Expiration dates on Trump’s Parkland stances come and go

New facts about the Florida school massacre that killed 17 people have made several of the president’s public statements moot.

Newly emerging facts keep turning President Donald Trump’s public responses to the Parkland massacre moot.

Nearly two weeks ago, in the immediate wake of the Florida nightmare, Trump sent the nation a message along the lines of “If you see something, say something.”

“Neighbors and classmates knew” that the troubled shooter “was a big problem,” Trump tweeted. “Must always report such instances to authorities, again and again!”

Then it turned out there had been multiple reports to authorities about the accused Marjory Stoneman Douglas High School killer, Nikolas Cruz.

Cruz commented last year on YouTube about being a “professional school shooter,” which prompted another user of the website to alert authorities, the FBI confirmed.

Further, a math teacher at the Stoneman Douglas High School told the Miami Herald that school officials had emailed teachers about Cruz’s conduct.

“We were told last year that he wasn’t allowed on campus with a backpack on him,” the teacher, identified as Jim Gard, said.

Trump’s “say something” message seemed redundant.

Two days after the violence, Trump visited and posed for photos with responders. He characterized the emergency response as record-setting and heroic.

“Incredible job, and everybody is talking about it,” Trump said, with dozens of officers flanking a large circular conference room table on the fifth floor of the Broward County sheriff’s office.

Several days later it came out that an armed officer, Broward Sheriff’s Deputy Scot Peterson, failed to go inside the building during the carnage. He was forced to resign.

Trump quickly joined that chorus of vilification. Soon after that, Coral Springs police sources were quoted as saying at least three sheriff’s deputies held back from entering.

So now the “incredible job” that “everyone” was “talking about” had become marred by cowardice, according to Trump’s revision — plus a boast of his own hypothetical bravery.
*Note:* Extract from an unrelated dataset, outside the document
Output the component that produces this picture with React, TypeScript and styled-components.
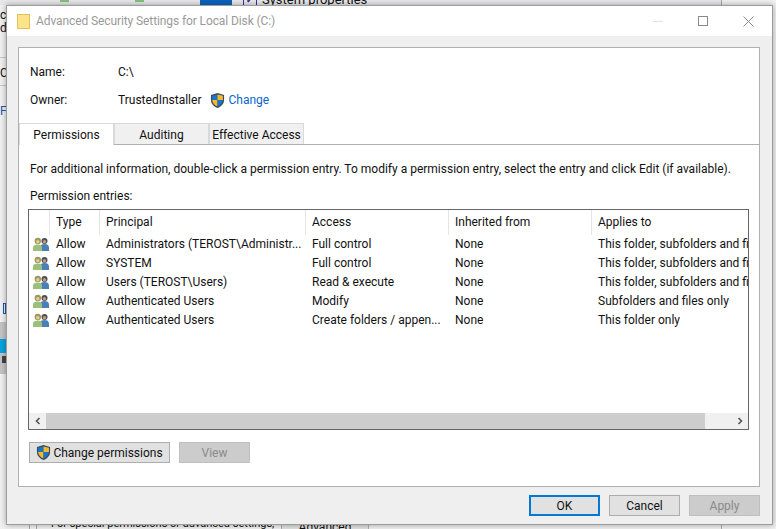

If a president has any relevance at scenes like these, it would be in the area of policies and resources.

The latest carnage, of course, revived the gun-control debate.

Last week, a day before appearing at the conservative CPAC conference, Trump called the National Rifle Association’s leader and chief lobbyist “great people and great American patriots.”

“They love our Country and will do the right thing,” Trump tweeted.

Trump has said he believes the right measures include raising the age for gun buyers to 21 and banning so-called bump stocks.

But the NRA over the weekend indicated it would resist both steps. Spokeswoman Dana Loesch said the group’s opposition is “incredibly clear” and Trump hasn’t formally endorsed the idea.

“These are just things that he’s discussing right now,” she said. Perhaps the stage is set, however, for the president to conspicuously persuade the organization to bend on such stances.

It was recalibration time again when Trump met Monday with state governors.

“Don’t worry about the NRA, they’re on our side,” he insisted. “They are doing what they think is right. But sometimes we’re going to have to be very tough, and we’re going to have to fight them.”

As for his case for arming teachers, Trump now says such action will be left to the states. When it comes to substance, his actual influence on the statehouses, like his policy impact on Congress, remains unclear at best.